Great to see another story from you in Nightmare. Can you tell us a little bit about your writing process and what inspired “The Old Horror Writer”?
My writing process is mostly the same as anybody else’s, butt in chair until something appears on the page. Of course, by saying so, I guarantee that some anal reader will shout, “Wait! You’re forgetting!” and bring up the various writers who write in notebooks while reclining on divans, or on yellow tablets while standing at desks, or for all I know by molding clay while suspended on wires, but the important part of the principle is still to have an idea, figure out why it’s a story, and then to keep adding words until the phrase THE END comes wandering in like a lost puppy.
“The Old Horror Writer” was an anxiety story. I publish frequently, but you cannot say that I’m bestriding the literary world like a colossus. From time to time, I have dark thoughts about whether I’m wasting my effort, or where I’ll end up on the day the words stop coming. So I set up a character who was very specifically a version of myself and filled his tale with my bleakest musings about this endeavor that’s consumed my life, and its relevancy to the fate of this beleaguered planet. Then I added the thought, how can he still win?
As I read this story, I found myself thinking about the purpose and power of stories. What’s the appeal of speculative fiction for you?

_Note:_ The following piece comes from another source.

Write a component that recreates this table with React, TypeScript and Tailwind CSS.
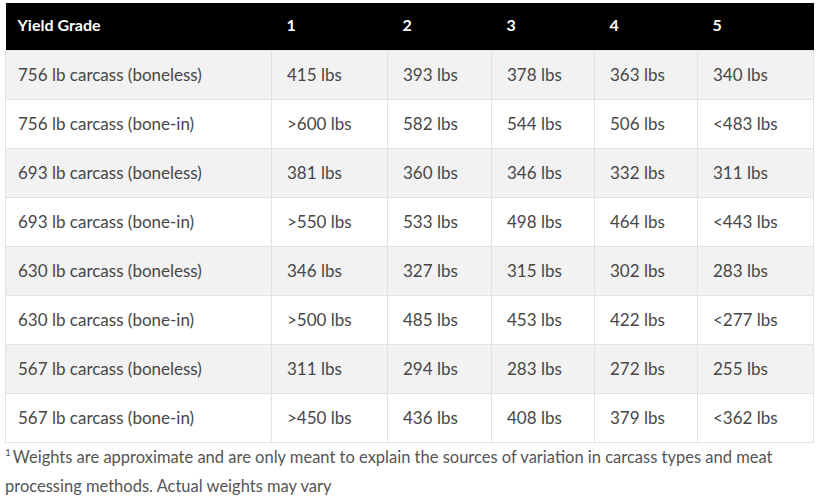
import React from "react";

const rows: string[][] = [
  ["756 lb carcass (boneless)", "415 lbs", "393 lbs", "378 lbs", "363 lbs", "340 lbs"],
  ["756 lb carcass (bone-in)", ">600 lbs", "582 lbs", "544 lbs", "506 lbs", "<483 lbs"],
  ["693 lb carcass (boneless)", "381 lbs", "360 lbs", "346 lbs", "332 lbs", "311 lbs"],
  ["693 lb carcass (bone-in)", ">550 lbs", "533 lbs", "498 lbs", "464 lbs", "<443 lbs"],
  ["630 lb carcass (boneless)", "346 lbs", "327 lbs", "315 lbs", "302 lbs", "283 lbs"],
  ["630 lb carcass (bone-in)", ">500 lbs", "485 lbs", "453 lbs", "422 lbs", "<277 lbs"],
  ["567 lb carcass (boneless)", "311 lbs", "294 lbs", "283 lbs", "272 lbs", "255 lbs"],
  ["567 lb carcass (bone-in)", ">450 lbs", "436 lbs", "408 lbs", "379 lbs", "<362 lbs"],
];

const widths = ["w-[266px]", "w-[116px]", "w-[104px]", "w-[103px]", "w-[103px]", "w-[116px]"];

export default function App() {
  return (
    <div className="w-[820px] h-[500px] bg-white pt-[3px] pl-[5px] overflow-hidden" style={{ fontFamily: "Lato, 'Open Sans', sans-serif" }}>
      <table className="border-collapse w-[808px] table-fixed text-[17px]">
        <thead>
          <tr className="bg-black h-[47px]">
            {["Yield Grade", "1", "2", "3", "4", "5"].map((h, i) => (
              <th key={i} className={`${widths[i]} text-left text-white font-bold text-[16px] ${i === 0 ? "pl-[12px]" : "pl-[15px]"} pb-[2px]`}>
                {h}
              </th>
            ))}
          </tr>
        </thead>
        <tbody>
          {rows.map((r, ri) => (
            <tr key={ri} className={`${ri % 2 === 0 ? "bg-[#f2f2f2]" : "bg-white"} h-[49px]`}>
              {r.map((c, ci) => (
                <td key={ci} className={`border border-[#e2e2e2] text-[#474747] ${ci === 0 ? "pl-[12px]" : "pl-[15px]"} pt-[1px]`}>
                  {c}
                </td>
              ))}
            </tr>
          ))}
        </tbody>
      </table>
      <p className="text-[16.5px] text-[#555] leading-[29px] w-[810px]">
        <span className="inline-block text-[10px] align-top leading-[18px] mr-[2px]">1</span>Weights are approximate and are only meant to explain the sources of variation in carcass types and meat processing methods. Actual weights may vary
      </p>
    </div>
  );
}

Speculative fiction has the same appeal as fiction, period: what some savant once called, “the human heart in conflict with itself.” The epiphanies are just more cosmic.
You write short stories, comic books, and middle-grade novels, and you do this in a variety of styles across a broad range of genres. Do you have a preference for a particular story length or genre? Do you have any tricks or tips for budgeting time for all of these projects?
Well, to correct one misapprehension in the question, I do not write comic books. I have no objection to doing so, and would love to give it a crack if the opportunity presented itself, but my lifetime output of published comics work is two stories totaling eight pages between them, four of which I actually drew. I have, however, written four Spider-Man novels, which may be what is being referenced.
I have said that the reason I don’t stick to one style or genre is that I get bored, terribly bored. It’s not that I look down on the folks who can produce dozens of quality novels on the adventures of some action-adventure tough guy who wanders into various dangerous situations and doesn’t leave until every single member of the local crime syndicates is dead (hello, Mr. Child), but for me, “what if” is the gotcha. I’m too often motivated by the realization that I’ve never written a certain kind of story before and that I really oughta.
Length: I went years where all my stories wound up being pretty much exactly 10K, then years where I seemed shackled to novella length, and now the last few years producing a lot of work at short fiction length. All lengths have their own requirements.
I am not particularly good at budgeting time for all these projects, and in fact have a hard drive stuffed with fragments, but I can tell you: the existence of a definable deadline works wonders. If I know I have an editor waiting for a specific piece, the story gets done.
I enjoyed listening to your lecture on writing the middle grade novel from the Odyssey Writing Workshop. What advice do you have for aspiring writers?
You can produce perfectly fine, unmemorable prose writing about what interests you. If you want to produce work that lingers, write about what bothers you instead. (This is not limited to horror.)
Is there anything else you’d like to share about “The Old Horror Writer”? What’s next for you?
Buy my work in vast quantities and perhaps you can save me from the lonely dotage I portray in this story!
What’s next: a new middle-grade series, already contracted but now in the writing stage; a grown-up novel under discussion; lots of short stories in various magazines this year.
In August, Grosset & Dunlap will release the sixth and final book in the Gustav Gloom series, Gustav Gloom and the Castle of Fear. Gustav and Fernie have their final confrontation with the epic’s big bad guy, and it is pretty intense, if I do say so myself. Expect the greatest heroic reveal of my career, and a couple of the best emotional payoffs.